How to show that measurable functions preserve mean independence?

Question

Let $X$ and $Y$ be continuous random variables such that $$\mathbb{E}(X\mid Y=y)=\mathbb{E}(X) $$ for all $y\in \operatorname{Supp}(Y)$. How can I show that for any measurable function $f$ we have $$\mathbb{E}(X\mid f(Y)=f_y)=\mathbb{E}(X)$$ for all $f_y\in \operatorname{Supp}(f(Y))$? Seems very intuitive but I havent been able to come up with a formal proof.

Answer 1

I don't really think the general result is completely obvious, but here's at least a result for the case where $f$ is injective. I'll assume that the variables $X$ and $Y$ take their values in the real numbers. Let $(\nu_y)_{y\in\mathbb{R}}$ be the conditional distribution of $X$ given $Y$. Formally, this means that $$ P(X\in A,Y\in B) = \int 1_B(y) \nu_y(A) dY(P)(y) $$ for all Borel sets $A$ and $B$. It then also holds that $$ E(X | Y = y) = \int w d\nu_y(w). $$ The above might in fact conveniently be taken as the definition of conditional expectations.
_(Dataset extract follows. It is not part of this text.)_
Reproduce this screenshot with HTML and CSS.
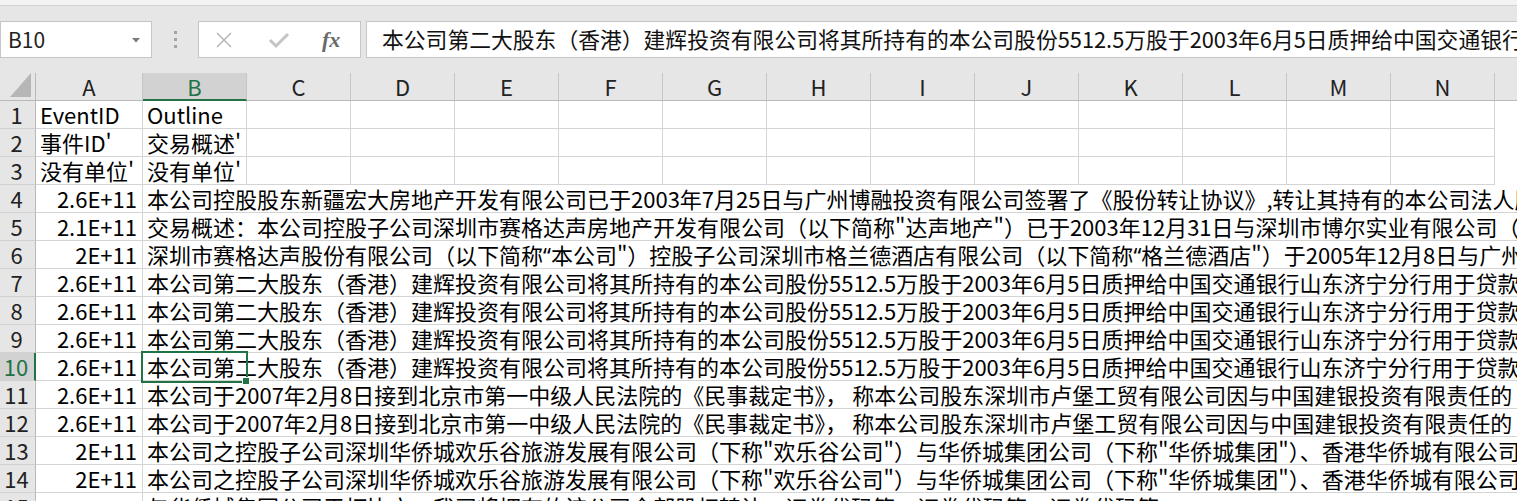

Now let $(\mu_z)_{z\in \mathbb{R}}$ be the conditional distribution of $X$ given $f(Y)$. This means that $$ P(X\in A,f(Y)\in f(B)) = \int 1_B(z) \mu_z(A) df(Y)(P)(z), $$ and $$ E(X | f(Y) = z) = \int w d\mu_z(w). $$ Now note that $$ P(X\in A, f(Y) \in B) =P(X\in A, Y\in f^{-1}(B))\\ =\int 1_{f^{-1}(B)}(y) \nu_y(A) dY(P)(y) =\int 1_{B}(f(y)) \nu_{f^{-1}(f(y))}(A) dY(P)(y) \\ =\int 1_{B}(y) \nu_{f^{-1}(y)}(A) df(Y)(P)(y). $$ By uniqueness of conditional distributions, $\mu_z = \nu_{f^{-1}(z)}$. This essentially states that the conditional distribution of $X$ given $f(Y) = z$ is the same as the conditional distribution of $X$ given $Y = f^{-1}(z)$. It then follows that $$ E(X | f(Y) = f(y)) = E(X | Y = y). $$ In particular, the result for the case where the conditional expectation is constant follows from this. However, the above arguments are only valid for when $f$ is injective...

Answer 2

The conditional expectation $\mathbb E(X\mid Y=y)$ in general depends on $y$, so call it $g(y)$. Then the expression $\mathbb E(X\mid Y)$ denotes the random variable $g(Y)$. So $g(Y)$ is a constant random variable, equal to one particular number with probability $1$. Therefore for any measurable set $A$, we have $\mathbb E(X\mid Y\in A)$ is that same number. Now let $A=\{w : f(y)=w\}$.

Maybe I'll add a more measure-theoretic point of view later.